CORPO EM DESFILE: Uma seleção reduzida e especialmente adaptada ao vagão da Central da instalação que ganha versão maior no Paço Imperial.

LEANDRO VIEIRA

Com os dez desfiles que levam a assinatura de Leandro Vieira para o carnaval carioca entre os anos de 2015 e 2023 o artista consagrou-se campeão em cinco ocasiões. Da estreia vitoriosa na Mangueira em 2016, até o seu último campeonato com a Imperatriz Leopoldinense, em 2023, Vieira viu seu trabalho ocupar o primeiro lugar no pódio da folia em mais três oportunidades: uma em 2019 – em sua segunda vitória com a verde e rosa; outra em 2020 – com a Imperatriz Leopoldinense em seu desfile de acesso ao grupo especial e, em 2022 – com a apresentação que marca a mais recente ascensão do Império Serrano ao grupo especial.

O rendimento no que diz respeito as vitórias conquistadas na histórica competição entre as escolas de samba talvez fosse o suficiente para destacar os atributos da produção do carnavalesco.
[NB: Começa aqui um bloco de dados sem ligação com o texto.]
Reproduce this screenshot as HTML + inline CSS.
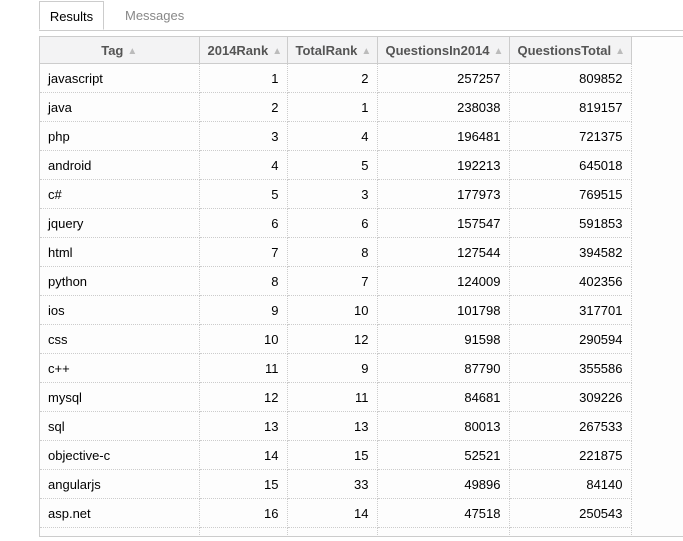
<!DOCTYPE html>
<html><head><style>
body{margin:0;width:683px;height:541px;background:#fff;font-family:"Liberation Sans",sans-serif;font-size:13px;color:#000;position:relative;overflow:hidden}
.tabline{position:absolute;left:39px;top:30px;width:644px;border-top:1px solid #ccc}
.tab{position:absolute;left:39px;top:1px;width:65px;height:29px;border:1px solid #ccc;border-bottom:1px solid #fff;background:#fff;box-sizing:border-box;text-align:center;line-height:29px;z-index:2}
.tab2{position:absolute;left:125px;top:1px;line-height:29px;color:#888}
.wrap{position:absolute;left:39px;top:36px;width:644px;height:501px;border-left:1px solid #ccc;border-top:1px solid #ccc;border-bottom:1px solid #ccc;box-sizing:border-box;overflow:hidden;background:#fdfdfd}
table{border-collapse:collapse;table-layout:fixed;width:591px}
th{height:26px;background:#f3f3f4;color:#555;font-weight:bold;border-right:1px solid #ccc;border-bottom:1px solid #ccc;padding:0 8px;white-space:nowrap}
th span{color:#bbb;font-size:10px;vertical-align:1px;margin-left:4px}
td{height:28px;border-right:1px dotted #ccc;border-bottom:1px dotted #ccc;padding:0 8px;text-align:right}
td:first-child{text-align:left}
</style></head><body>
<div class="tabline"></div>
<div class="tab">Results</div>
<div class="tab2">Messages</div>
<div class="wrap"><table>
<colgroup><col style="width:159px"><col style="width:88px"><col style="width:90px"><col style="width:132px"><col style="width:122px"></colgroup>
<tr><th>Tag<span>▲</span></th><th>2014Rank<span>▲</span></th><th>TotalRank<span>▲</span></th><th>QuestionsIn2014<span>▲</span></th><th>QuestionsTotal<span>▲</span></th></tr>
<tr><td>javascript</td><td>1</td><td>2</td><td>257257</td><td>809852</td></tr>
<tr><td>java</td><td>2</td><td>1</td><td>238038</td><td>819157</td></tr>
<tr><td>php</td><td>3</td><td>4</td><td>196481</td><td>721375</td></tr>
<tr><td>android</td><td>4</td><td>5</td><td>192213</td><td>645018</td></tr>
<tr><td>c#</td><td>5</td><td>3</td><td>177973</td><td>769515</td></tr>
<tr><td>jquery</td><td>6</td><td>6</td><td>157547</td><td>591853</td></tr>
<tr><td>html</td><td>7</td><td>8</td><td>127544</td><td>394582</td></tr>
<tr><td>python</td><td>8</td><td>7</td><td>124009</td><td>402356</td></tr>
<tr><td>ios</td><td>9</td><td>10</td><td>101798</td><td>317701</td></tr>
<tr><td>css</td><td>10</td><td>12</td><td>91598</td><td>290594</td></tr>
<tr><td>c++</td><td>11</td><td>9</td><td>87790</td><td>355586</td></tr>
<tr><td>mysql</td><td>12</td><td>11</td><td>84681</td><td>309226</td></tr>
<tr><td>sql</td><td>13</td><td>13</td><td>80013</td><td>267533</td></tr>
<tr><td>objective-c</td><td>14</td><td>15</td><td>52521</td><td>221875</td></tr>
<tr><td>angularjs</td><td>15</td><td>33</td><td>49896</td><td>84140</td></tr>
<tr><td>asp.net</td><td>16</td><td>14</td><td>47518</td><td>250543</td></tr>
<tr><td>&nbsp;</td><td></td><td></td><td></td><td></td></tr>
</table></div>
</body></html>
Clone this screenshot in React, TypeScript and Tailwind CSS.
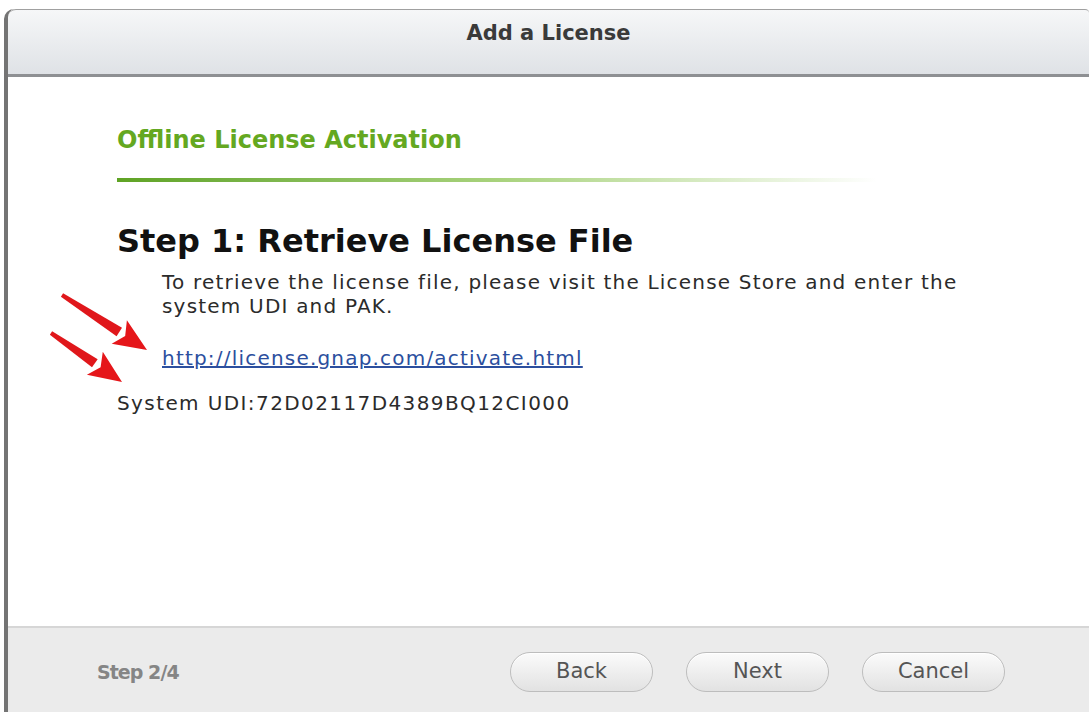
import React from "react";

function Arrow({ x1, y1, x2, y2 }: { x1: number; y1: number; x2: number; y2: number }) {
  const dx = x2 - x1;
  const dy = y2 - y1;
  const len = Math.hypot(dx, dy);
  const ux = dx / len;
  const uy = dy / len;
  const px = -uy;
  const py = ux;
  const headLen = 33;
  const headW = 14;
  const bx = x2 - ux * headLen;
  const by = y2 - uy * headLen;
  const shaft = `${x1 + px * 2},${y1 + py * 2} ${bx + px * 5},${by + py * 5} ${bx - px * 5},${by - py * 5} ${x1 - px * 2},${y1 - py * 2}`;
  const head = `${x2},${y2} ${bx + px * headW},${by + py * headW} ${bx + ux * 7},${by + uy * 7} ${bx - px * headW},${by - py * headW}`;
  return (
    <g>
      <polygon points={shaft} fill="#e0171b" />
      <polygon points={head} fill="#e5161a" />
    </g>
  );
}

export default function App() {
  const buttons = ["Back", "Next", "Cancel"];

  return (
    <div className="relative h-[712px] w-[1092px] overflow-hidden bg-white font-['DejaVu_Sans',Verdana,sans-serif]">
      <div className="ml-[4px] mt-[9px] flex h-[703px] w-[1085px] flex-col rounded-tl-[10px] border-l-[4px] border-[#747474]">
        {/* Title bar */}
        <div className="flex h-[68px] justify-center rounded-tl-[8px] rounded-tr-[4px] border-t border-b-[3px] border-t-[#a0a0a0] border-b-[#8e9093] bg-gradient-to-b from-[#f6f7f8] to-[#dfe2e6] pt-[9px]">
          <h1 className="text-[21px] font-bold leading-[28px] text-[#3a3a3a]">Add a License</h1>
        </div>

        {/* Body */}
        <div className="relative flex-1 bg-white pl-[109px]">
          <h2 className="mt-[49px] text-[24px] font-bold leading-[28px] text-[#64a821]">Offline License Activation</h2>
          <div className="mt-[24px] h-[4px] w-[760px] bg-gradient-to-r from-[#5fa323] via-[#a8d27c] to-transparent" />

          <h3 className="mt-[40px] text-[32px] font-bold leading-[38px] text-[#111]">Step 1: Retrieve License File</h3>
          <p className="ml-[45px] mt-[10px] w-[830px] text-[20px] leading-[24px] tracking-[0.06em] text-[#2b2b2b]">
            To retrieve the license file, please visit the License Store and enter the system UDI and PAK.
          </p>
          <a
            href="#"
            className="ml-[45px] mt-[28px] block w-fit text-[20px] leading-[24px] tracking-[0.06em] text-[#2c4f9e] underline"
          >
            http://license.gnap.com/activate.html
          </a>
          <p className="mt-[21px] text-[20px] leading-[24px] tracking-[0.07em] text-[#2b2b2b]">
            System UDI:72D02117D4389BQ12CI000
          </p>

          <svg className="absolute left-[-8px] top-0" width="200" height="330" viewBox="0 0 200 330">
            <Arrow x1={62} y1={218} x2={147} y2={273} />
            <Arrow x1={51} y1={256} x2={122} y2={305} />
          </svg>
        </div>

        {/* Footer */}
        <div className="flex h-[86px] items-center border-t-[2px] border-[#d6d6d6] bg-[#ebebeb] pl-[89px] pr-[84px] pt-[4px]">
          <span className="text-[19px] font-bold tracking-[-0.05em] text-[#858585]">Step 2/4</span>
          <div className="ml-auto flex gap-[33px]">
            {buttons.map((b) => (
              <button
                key={b}
                className="h-[40px] w-[143px] rounded-full border border-[#bdbdbd] bg-gradient-to-b from-[#fbfbfb] to-[#e2e2e2] text-[21px] text-[#555] shadow-[inset_0_1px_0_#fff]"
              >
                {b}
              </button>
            ))}
          </div>
        </div>
      </div>
    </div>
  );
}
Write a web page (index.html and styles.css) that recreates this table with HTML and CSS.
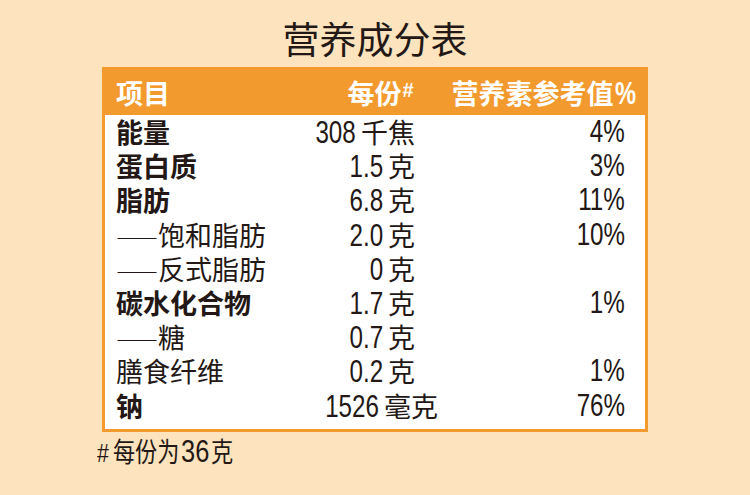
FILE: index.html
```html
<!DOCTYPE html>
<html lang="zh-CN">
<head>
<meta charset="utf-8">
<title>营养成分表</title>
<link rel="stylesheet" href="styles.css">
</head>
<body>
<div class="page">
  <h1 class="title">营养成分表</h1>
  <div class="panel">
    <div class="head">
      <span class="h-item">项目</span>
      <span class="h-serv">每份<span class="sup">#</span></span>
      <span class="h-nrv">营养素参考值<span class="h-pct">%</span></span>
    </div>
    <div class="rows">
      <div class="row main"><span class="name">能量</span><span class="amt"><span class="num">308</span><span class="unit">千焦</span></span><span class="pct"><span class="num">4%</span></span></div>
      <div class="row main"><span class="name">蛋白质</span><span class="amt"><span class="num">1.5</span><span class="unit">克</span></span><span class="pct"><span class="num">3%</span></span></div>
      <div class="row main"><span class="name">脂肪</span><span class="amt"><span class="num">6.8</span><span class="unit">克</span></span><span class="pct"><span class="num">11%</span></span></div>
      <div class="row sub"><span class="name"><span class="dash">——</span>饱和脂肪</span><span class="amt"><span class="num">2.0</span><span class="unit">克</span></span><span class="pct"><span class="num">10%</span></span></div>
      <div class="row sub"><span class="name"><span class="dash">——</span>反式脂肪</span><span class="amt"><span class="num">0</span><span class="unit">克</span></span><span class="pct"></span></div>
      <div class="row main"><span class="name">碳水化合物</span><span class="amt"><span class="num">1.7</span><span class="unit">克</span></span><span class="pct"><span class="num">1%</span></span></div>
      <div class="row sub"><span class="name"><span class="dash">——</span>糖</span><span class="amt"><span class="num">0.7</span><span class="unit">克</span></span><span class="pct"></span></div>
      <div class="row sub"><span class="name">膳食纤维</span><span class="amt"><span class="num">0.2</span><span class="unit">克</span></span><span class="pct"><span class="num">1%</span></span></div>
      <div class="row main"><span class="name">钠</span><span class="amt amt-wide"><span class="num">1526</span><span class="unit">毫克</span></span><span class="pct"><span class="num">76%</span></span></div>
    </div>
  </div>
  <p class="note"><span class="note-text"><span class="hash">#</span>每份为<span class="note-num">36</span>克</span></p>
</div>
</body>
</html>
```

FILE: styles.css
```css
* {
  box-sizing: border-box;
  margin: 0;
  padding: 0;
}

body {
  width: 750px;
  height: 495px;
  overflow: hidden;
  background: #fde3be;
  color: #231815;
  font-family: "Noto Sans CJK SC", sans-serif;
}

.page {
  padding-top: 13px;
}

.title {
  font-size: 37px;
  font-weight: 400;
  line-height: 50px;
  text-align: center;
  color: #231815;
}

.panel {
  margin: 4px 102px 0;
  border: 3px solid #f39a2e;
  background: #fff;
}

.head {
  height: 45px;
  background: #f39a2e;
  color: #fff;
  font-weight: 700;
  font-size: 27px;
  line-height: 45px;
  display: flex;
  align-items: flex-start;
  padding: 0 9px 0 11px;
}

.h-item {
  flex: 1;
}

.h-serv {
  display: inline-flex;
  align-items: flex-start;
}

.sup {
  font-family: "Liberation Sans", sans-serif;
  font-size: 20px;
  font-weight: 700;
  line-height: 20px;
  margin-top: 10px;
  margin-left: 1px;
}

.h-nrv {
  margin-left: 38px;
  white-space: nowrap;
}

.h-pct {
  display: inline-block;
  font-family: "Liberation Sans", sans-serif;
  font-size: 32px;
  font-weight: 700;
  transform: scaleX(0.74);
  transform-origin: left center;
  margin-left: 1px;
  margin-right: -7px;
}

.rows {
  padding: 0 20px 6px 11px;
}

.row {
  display: grid;
  grid-template-columns: 184px 115px 210px;
  font-size: 27px;
  line-height: 34.2px;
  height: 34.2px;
}

.name {
  white-space: nowrap;
}

.main .name {
  font-weight: 700;
}

.sub .name {
  font-weight: 400;
}

.dash {
  font-size: 21px;
  font-weight: 400;
}

.amt {
  display: flex;
  justify-content: flex-end;
  align-items: baseline;
  white-space: nowrap;
}

.amt-wide {
  margin-right: -23px;
}

.pct {
  display: flex;
  justify-content: flex-end;
  align-items: baseline;
}

.num {
  display: inline-block;
  font-family: "Liberation Sans", sans-serif;
  font-size: 31px;
  transform: scaleX(0.78);
  transform-origin: right center;
}

.unit {
  margin-left: 5px;
}

.note {
  margin-top: 2px;
  padding-left: 97px;
  font-size: 27px;
  line-height: 34px;
}

.note-text {
  display: inline-block;
  transform: scaleX(0.82);
  transform-origin: left center;
  white-space: nowrap;
}

.hash {
  font-family: "Liberation Sans", sans-serif;
  font-size: 26px;
  margin-right: 5px;
}

.note-num {
  font-family: "Liberation Sans", sans-serif;
  font-size: 31px;
  margin: 0 2px;
}
```
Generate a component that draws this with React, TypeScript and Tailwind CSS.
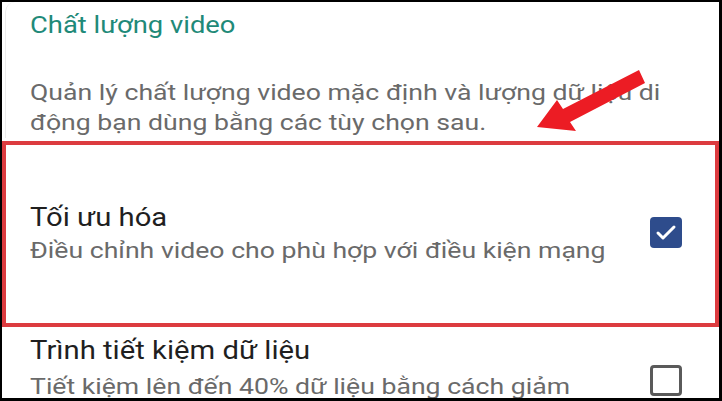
import { Check } from 'lucide-react';

const font = { fontFamily: 'Roboto, "Noto Sans", Arial, sans-serif' };

function Row({
  title,
  subtitle,
  checked,
  gap,
}: {
  title: string;
  subtitle: string;
  checked: boolean;
  gap: string;
}) {
  return (
    <div className="flex items-center justify-between pl-[24px] pr-[33px]">
      <div className="flex flex-col">
        <div className="text-[25px] leading-[31px] text-[#1f1f1f] whitespace-nowrap origin-left scale-x-[1.17]">
          {title}
        </div>
        <div
          className={`text-[22px] leading-[30px] text-[#6a6a6a] whitespace-nowrap origin-left scale-x-[1.21] ${gap}`}
        >
          {subtitle}
        </div>
      </div>
      {checked ? (
        <div className="w-[32px] h-[31px] rounded-[4px] bg-[#2e4c8c] flex items-center justify-center mt-[-3px]">
          <Check className="size-[24px] text-white" strokeWidth={3} />
        </div>
      ) : (
        <div className="w-[32px] h-[31px] rounded-[4px] border-[3px] border-[#5a5a5a] mt-[24px]" />
      )}
    </div>
  );
}

export default function App() {
  return (
    <div
      className="w-[722px] h-[401px] bg-black pt-[2px] pl-[2px] pr-[3px] pb-[3px]"
      style={font}
    >
      <div className="relative w-full h-full bg-white overflow-hidden">
        <div className="ml-[3px] pl-[24px] pt-[9px] border-l border-[#ececec] rounded-tl-[10px]">
          <div className="text-[24px] leading-[28px] text-[#1f8a79] origin-left scale-x-[1.14] whitespace-nowrap">
            Chất lượng video
          </div>
          <div className="mt-[39px] text-[22px] leading-[30px] text-[#6a6a6a] origin-left scale-x-[1.21] whitespace-nowrap">
            Quản lý chất lượng video mặc định và lượng dữ liệu di
            <br />
            động bạn dùng bằng các tùy chọn sau.
          </div>
        </div>

        <div className="mt-[3px] border-4 border-[#dc3b3f] py-[57px]">
          <Row
            title="Tối ưu hóa"
            subtitle="Điều chỉnh video cho phù hợp với điều kiện mạng"
            checked
            gap="mt-[3px]"
          />
        </div>

        <div className="pt-[8px] pl-[4px] pr-[4px]">
          <Row
            title="Trình tiết kiệm dữ liệu"
            subtitle="Tiết kiệm lên đến 40% dữ liệu bằng cách giảm"
            checked={false}
            gap="mt-[6px]"
          />
        </div>

        <svg
          className="absolute left-0 top-0 pointer-events-none"
          width="720"
          height="400"
          viewBox="-2 -2 720 400"
        >
          <polygon
            points="533,123 553,96 559,105 635,66 641,79 566,118 572,127"
            fill="#ec1c24"
          />
        </svg>
      </div>
    </div>
  );
}
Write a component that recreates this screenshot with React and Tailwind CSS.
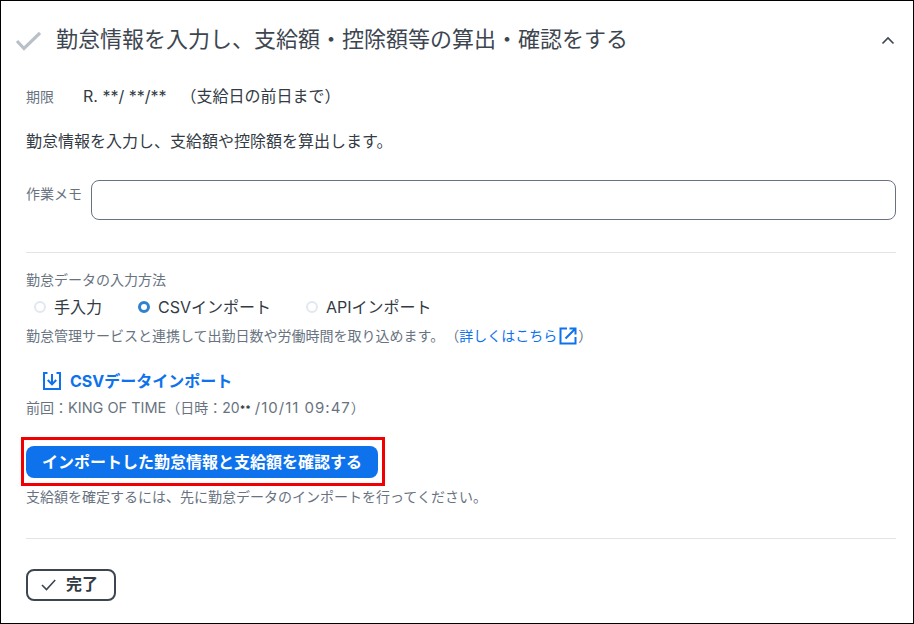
import React from "react";

function Radio({ checked, label, className }) {
  return (
    <div className={"flex items-center " + className}>
      {checked ? (
        <span className="w-[12px] h-[12px] rounded-full border-[3.5px] border-[#3182ce] bg-white mr-[8px]" />
      ) : (
        <span className="w-[12px] h-[12px] rounded-full border-[2px] border-[#e2e8f0] bg-white mr-[8px]" />
      )}
      <span className="text-[16px] leading-[24px] text-[#333b45]">{label}</span>
    </div>
  );
}

export default function App() {
  return (
    <div className="w-[914px] h-[624px] bg-white border border-black overflow-hidden font-['Inter','Noto_Sans_CJK_JP',sans-serif] text-[#333b45]">
      <div className="flex items-center h-[30px] mt-[23px] ml-[14px] mr-[17px]">
        <svg width="26" height="26" viewBox="0 0 26 26" fill="none" className="mr-[15px] mt-[2px]">
          <path d="M2 14L9 21.5L25 6" stroke="#b9c0c8" strokeWidth="3.2" />
        </svg>
        <h1 className="text-[22px] leading-[30px] text-[#3d4650] font-normal flex-1">勤怠情報を入力し、支給額・控除額等の算出・確認をする</h1>
        <svg width="14" height="10" viewBox="0 0 14 10" fill="none" className="mt-[4px] mr-[1px]">
          <path d="M1.5 7.5L7 2L12.5 7.5" stroke="#3d4650" strokeWidth="1.6" />
        </svg>
      </div>

      <div className="ml-[25px] mr-[17px]">
        <div className="flex items-center mt-[30px] h-[24px]">
          <span className="w-[57px] text-[14px] text-[#68737f]">期限</span>
          <span className="text-[16px] whitespace-pre">R. **/ **/**</span>
          <span className="text-[16px] ml-[14px]">（支給日の前日まで）</span>
        </div>

        <p className="text-[16px] leading-[24px] mt-[21px]">勤怠情報を入力し、支給額や控除額を算出します。</p>

        <div className="flex mt-[27px]">
          <span className="w-[65px] shrink-0 text-[14px] leading-[28px] text-[#68737f]">作業メモ</span>
          <div className="flex-1 h-[40px] rounded-[8px] border border-[#68737f]" />
        </div>

        <div className="h-px bg-[#e2e4e6] mt-[32px]" />

        <p className="text-[14px] leading-[20px] text-[#68737f] mt-[17px]">勤怠データの入力方法</p>
        <div className="flex items-center h-[24px] mt-[5px] ml-[8px]">
          <Radio label="手入力" className="w-[104px]" />
          <Radio checked label="CSVインポート" className="w-[168px]" />
          <Radio label="APIインポート" />
        </div>
        <p className="text-[14px] leading-[20px] text-[#68737f] mt-[7px] flex items-center">
          勤怠管理サービスと連携して出勤日数や労働時間を取り込めます。
          <span className="ml-[1px]">（</span>
          <span className="text-[#0e72ed] flex items-center">
            詳しくはこちら
            <svg width="20" height="20" viewBox="0 0 20 20" fill="none" className="ml-[1px]">
              <path d="M9 2.5H2.5V17.5H17.5V11" stroke="#0e72ed" strokeWidth="2" />
              <path d="M7.5 12.5L17 3M11.5 2.5H17.5V8.5" stroke="#0e72ed" strokeWidth="2" />
            </svg>
          </span>
          ）
        </p>

        <div className="flex items-center mt-[23px] ml-[16px] h-[24px] text-[#0e72ed] font-bold text-[16px]">
          <svg width="20" height="20" viewBox="0 0 20 20" fill="none" className="mr-[8px]">
            <path d="M5.5 2H2V18H18V2H14.5" stroke="#0e72ed" strokeWidth="2" />
            <path d="M10 3V13M5.8 9L10 13.4L14.2 9" stroke="#0e72ed" strokeWidth="2" />
          </svg>
          CSVデータインポート
        </div>
        <p className="text-[14px] leading-[20px] text-[#68737f] mt-[5px]">
          前回：<span className="text-[14.5px]">KING OF TIME</span>（日時：20<span className="text-[10px] font-bold text-[#333b45]">**</span> <span className="text-[15px] tracking-[1px]">/10/11 09:47</span>）
        </p>

        <div className="relative w-[352px] h-[32px] mt-[27px]">
          <button className="w-full h-full rounded-[8px] bg-[#0e72ed] text-white font-bold text-[16px] leading-[24px]">
            インポートした勤怠情報と支給額を確認する
          </button>
          <div className="absolute -left-[5px] -top-[9px] w-[364px] h-[49px] border-[3px] border-[#f00000]" />
        </div>
        <p className="text-[14px] leading-[20px] text-[#68737f] mt-[9px]">支給額を確定するには、先に勤怠データのインポートを行ってください。</p>

        <div className="h-px bg-[#e2e4e6] mt-[31px]" />

        <button className="flex items-center w-[90px] h-[32px] pl-[13px] mt-[30px] rounded-[8px] border-2 border-[#3d4650] text-[#333b45] font-bold text-[16px]">
          <svg width="15" height="12" viewBox="0 0 15 12" fill="none" className="mr-[10px]">
            <path d="M1 6L5.5 10.6L14.2 1" stroke="#3d4650" strokeWidth="1.6" />
          </svg>
          <span className="mb-[3px]">完了</span>
        </button>
      </div>
    </div>
  );
}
Porém, a quantidade de campeonatos não dá conta de um aspecto singular de sua trajetória no que diz respeito ao interesse por sua produção visual e o fato é que o trânsito de suas criações no universo da arte contemporânea parece ter se tornado um apêndice de sua trajetória marcada pelo interesse de curadores, críticos e instituições de arte por sua produção.

Desde 2017, Leandro é uma referência quando o assunto é o escasso olhar dos envolvidos com os meios tradicionais do sistema artístico contemporâneo para a produção visual associada aos desfiles carnavalescos. Ao ocupar o Paço Imperial com uma exposição individual onde exibiu croquis originais e parte do vestuário que cria como material para a performance de seus componentes em desfile, o trabalho de Vieira passa a despertar irremediável interesse do circuito das artes. Já no ano seguinte (2018), recebeu o primeiro convite para produzir e expor uma obra no Museu de Arte do Rio (MAR) e os trajes que concebe para a performance carnavalesca em desfile foram exibidos no Centro Cultural Hélio Oiticica como obra de criação contemporânea inclusa em exposição coletiva ao lado de nomes da cena artística.

Suas propostas extrapolam a avenida carnavalesca e sua produção visual para os desfiles tornaram-se emblemáticas bandeiras de pensamento crítico traduzidas em visualidade. De sua produção surgem imagens icônicas que sobrevivem ao período da folia, caso de sua mais famosa obra, Bandeira Brasileira, que ainda hoje, quatro anos depois de sua primeira exibição pública, é a criação carnavalesca de maior exibição em museus brasileiros após ter sido selecionada por inúmeros curadores para estar em exibição no MAM (Hélio Oiticica – A dança na minha experiência, 2021), no MASP (Histórias Brasileiras, 2022) e na exposição itinerante Carolina Maria de Jesus: um Brasil para os brasileiros que esteve no Instituto Moreira Salles, no SESC Rio Preto, no SESC Sorocaba e no MAR.

Pelo caráter transgressor de seu trabalho, e pela forma particular como pensa seus figurinos e propostas carnavalescas, o artista é o primeiro criador do carnaval a ser indicado por um grupo de críticos, curadores e dirigentes de instituições de arte à mais importante premiação de arte contemporânea brasileira, o Prêmio PIPA.

Com a curadoria de Daniela Name, o artista volta ao Paço Imperial em exposição individual chamada CORPO POPULAR. Para a curadora, impressiona o modo como o Leandro concebe sua produção carnavalesca para vestir seus componentes ao fazer uso de atributos próprios do desenho, da pintura, ou ainda, da escultura, mas encontra na performance dos corpos que desfilam a grande aliada da concretização dos princípios simbólicos ativados pelo artista. A partir da observação do vocabulário visual e do modo como Vieira realiza seu trabalho, a fantasia é apresentada como uma espécie de pele ficcional que recobre os corpos.

“Leandro pensa o figurino carnavalesco como pintura, desenho e multilinguagem. Ele trata cada fantasia como um museu de imagens ao tempo em que reverencia o corpo do componente como instrumento onde se dá o apogeu de sua potência plástica”- avalia Daniela Name.